Trata-se, Os anos 20, de um livro de anotações, fragmentado, que me lembra A vida de Napoleão por ele mesm” (Siciliano, 1995), de André Malraux (1901-1976), levadas em conta as enormes diferenças entre personagens e autores. Falo apenas da formatação das obras. Na verdade, como registra o organizador no prefácio, “Edmund Wilson estava trabalhando em Os anos 20 quando faleceu em 1972. Já havia feito o grosso do trabalho, reunido trechos extraídos de velhos cadernos da época e inserido algumas passagens de reminiscências, dando ao livro um teor autobiográfico, como o Prelude de 1967 e o Upstate de 1971. Estes volumes, também elaborados a partir de velhos cadernos e diários, cobriam as primeiras e mais recentes experiências. Seu objetivo agora era completar as décadas intermediárias”.

Na edição que possuo de Os anos 20 (Companhia das Letras, 1987), eu fiz “anotações” sobre aquilo que mais me interessava. Algumas sobre temas respeitáveis. Uma já distante Guerra Civil Americana. O direito estadunidense. São quase todas de novembro de 1995. Era novo. Costumava levar os militares e as coisas do direito a sério.
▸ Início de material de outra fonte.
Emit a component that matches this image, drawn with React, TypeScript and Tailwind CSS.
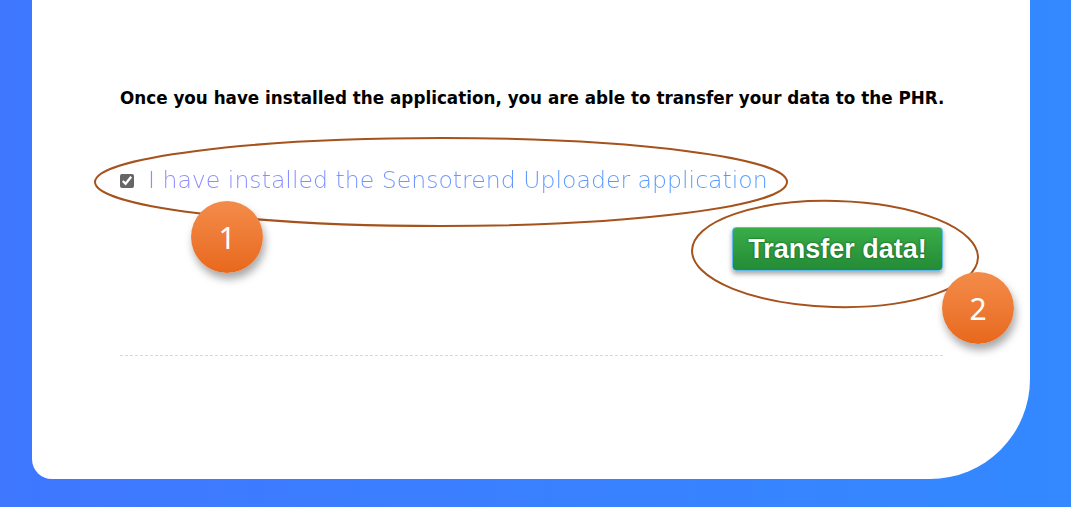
import { useState } from "react";

function Badge({ n, className }: { n: string; className: string }) {
  return (
    <div
      className={`absolute w-[72px] h-[72px] rounded-full bg-gradient-to-b from-[#f38c49] to-[#e8681b] shadow-[2px_6px_8px_rgba(0,0,0,0.35)] flex items-center justify-center text-white text-[30px] font-['Noto_Sans',sans-serif] ${className}`}
    >
      {n}
    </div>
  );
}

export default function App() {
  const [installed, setInstalled] = useState(true);

  return (
    <div className="relative w-[1071px] h-[507px] overflow-hidden bg-gradient-to-r from-[#3f77ff] to-[#3389ff]">
      <div className="ml-[32px] w-[998px] h-[479px] bg-white rounded-bl-[20px] rounded-br-[100px] pt-[86px] pl-[88px] pr-[87px] font-['DejaVu_Sans',sans-serif]">
        <p className="text-[16.8px] font-bold text-black leading-6 whitespace-nowrap">
          Once you have installed the application, you are able to transfer your data to the PHR.
        </p>

        <label className="mt-[55px] flex items-center gap-[14px] cursor-pointer">
          <input
            type="checkbox"
            checked={installed}
            onChange={(e) => setInstalled(e.target.checked)}
            className="w-[14px] h-[14px] accent-[#666666]"
          />
          <span className="text-[23.6px] font-extralight leading-[31px] whitespace-nowrap bg-gradient-to-r from-[#9488ff] via-[#6897ff] to-[#4f9cff] bg-clip-text text-transparent">
            I have installed the Sensotrend Uploader application
          </span>
        </label>

        <div className="mt-[31px] flex justify-end">
          <button className="w-[211px] h-[44px] rounded-[4px] border border-[#62b8e8] bg-gradient-to-b from-[#39ad48] to-[#238b36] shadow-[0_3px_5px_rgba(0,0,0,0.35)] text-white text-[27px] font-bold font-['Liberation_Sans',Arial,sans-serif] [text-shadow:0_0_2px_rgba(0,60,0,0.9)]">
            Transfer data!
          </button>
        </div>

        <div className="mt-[84px] border-t border-dashed border-[#d8d8d8]" />
      </div>

      <svg
        className="absolute inset-0 w-full h-full pointer-events-none"
        viewBox="0 0 1071 507"
        fill="none"
      >
        <ellipse cx="441" cy="182" rx="346" ry="44" stroke="#a5521c" strokeWidth="2" />
        <ellipse cx="835" cy="254" rx="143" ry="53" stroke="#a5521c" strokeWidth="2" transform="rotate(1.5 835 254)" />
      </svg>

      <Badge n="1" className="left-[191px] top-[201px]" />
      <Badge n="2" className="left-[942px] top-[272px]" />
    </div>
  );
}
Bem melhores são as observações que fiz sobre histórias e estórias contadas por Wilson acerca da vida intelectual e boêmia de então, da vida fácil e difícil de homens e mulheres, dos amores tidos e, sobretudo, dos perdidos.
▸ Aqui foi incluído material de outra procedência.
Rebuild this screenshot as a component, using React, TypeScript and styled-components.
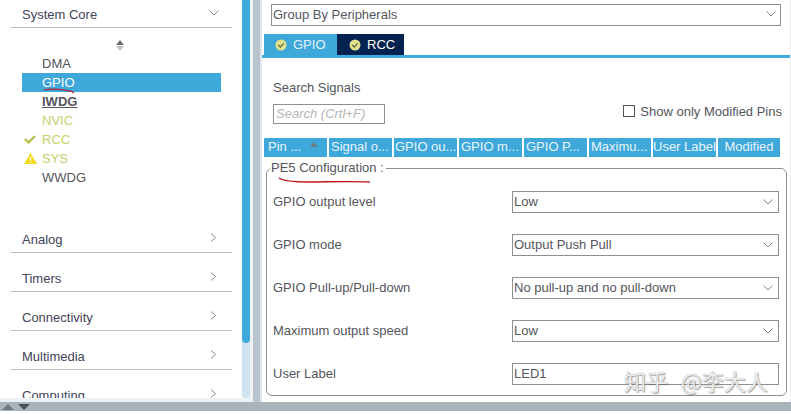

De toda sorte, a soma dessas histórias e estórias, conforme ressalta o organizador do  livro, “constituem, talvez, o mais extenso documento autêntico da época, as observações de um dos protagonistas deste período da história dos Estados Unidos. Edmund nos mostra muita coisa do lado negativo, da crueza de uma América cada vez mais industrializada e desperdiçando seus tesouros, do lado alucinado de Hollywood, das lutas intestinas do mundo literário nova-iorquino, dos mexericos e anedotas sobre seus companheiros; vemos Scott Fitzgerald, Edna Millay e John Peale Bishop; temos vinhetas de Mencken e Dorothy Parker; ouvimos as vozes de E. E. Cummings e Dos Passos, e encontramos Eugene O’Neill e os primórdios da boêmia artística do cabo Cod. Não há registro deste mundo menos retocado nem mais rico em detalhes precisos. Parte deste material foi usado por Edmund em vários livros, pois estes eram os seus cadernos de trabalho”. É um livro que recomendo deveras.
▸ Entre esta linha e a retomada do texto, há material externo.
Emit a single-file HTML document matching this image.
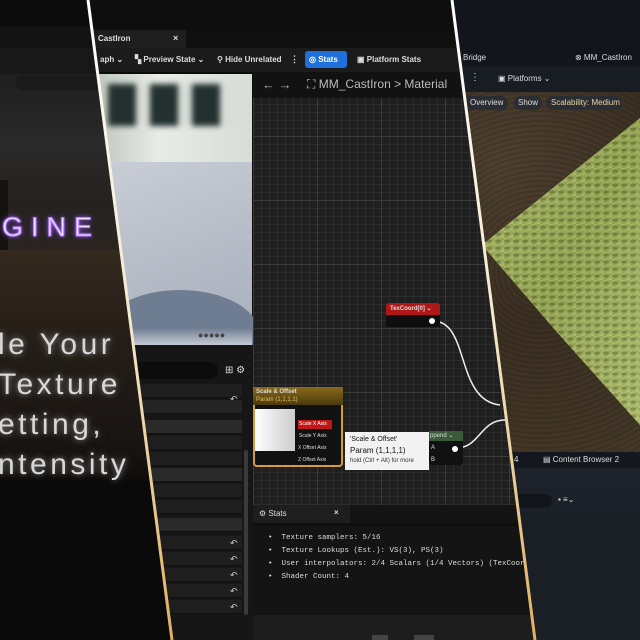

Aliás, durante muito tempo, Os anos 20 foram a imagem quase sensorial de uma Nova York boêmia que eu gostaria de ter conhecido. Um tempo meio louco, é verdade, sendo a grande cidade testemunha de muitas das peripécias, sexuais até, do autor e da sua turma. E sonhava, nostálgico, com o que não tinha vivido.

E não sei por que cargas d’água – devo ter fixado a representação no meu espírito –, quanto aos anos 1920 em Nova York, um local específico me parecia ser o epicentro físico de tudo, o Algonquin Hotel, sito no miolo de Manhattan (59 West 44th Street), que é referido mais de uma vez no livro. Edmund Wilson afirma ter sido levado lá pelo “pessoal da Vanity Fair”, a revista. E ali, embora falando mal de quase todos, frequentou “A mesa”. “Algonquin Round Table”, de escritores, artistas, jornalistas e assemelhados, esse círculo virtuoso e vicioso, tornou-se legendária. Para muitos. E especialmente para mim.

Bom, numa das minhas primeiras vezes em Nova York até tentei me hospedar no Algonquin. Sentar à mesa, talvez. Achei-o à época um pouco decadente (hoje está renovado e custando horrores). Ou talvez, na relação custo-benefício, não valesse o que estavam cobrando. Afinal, o passado legendário, seja de que década for, não volta jamais. Nem pagando muito caro.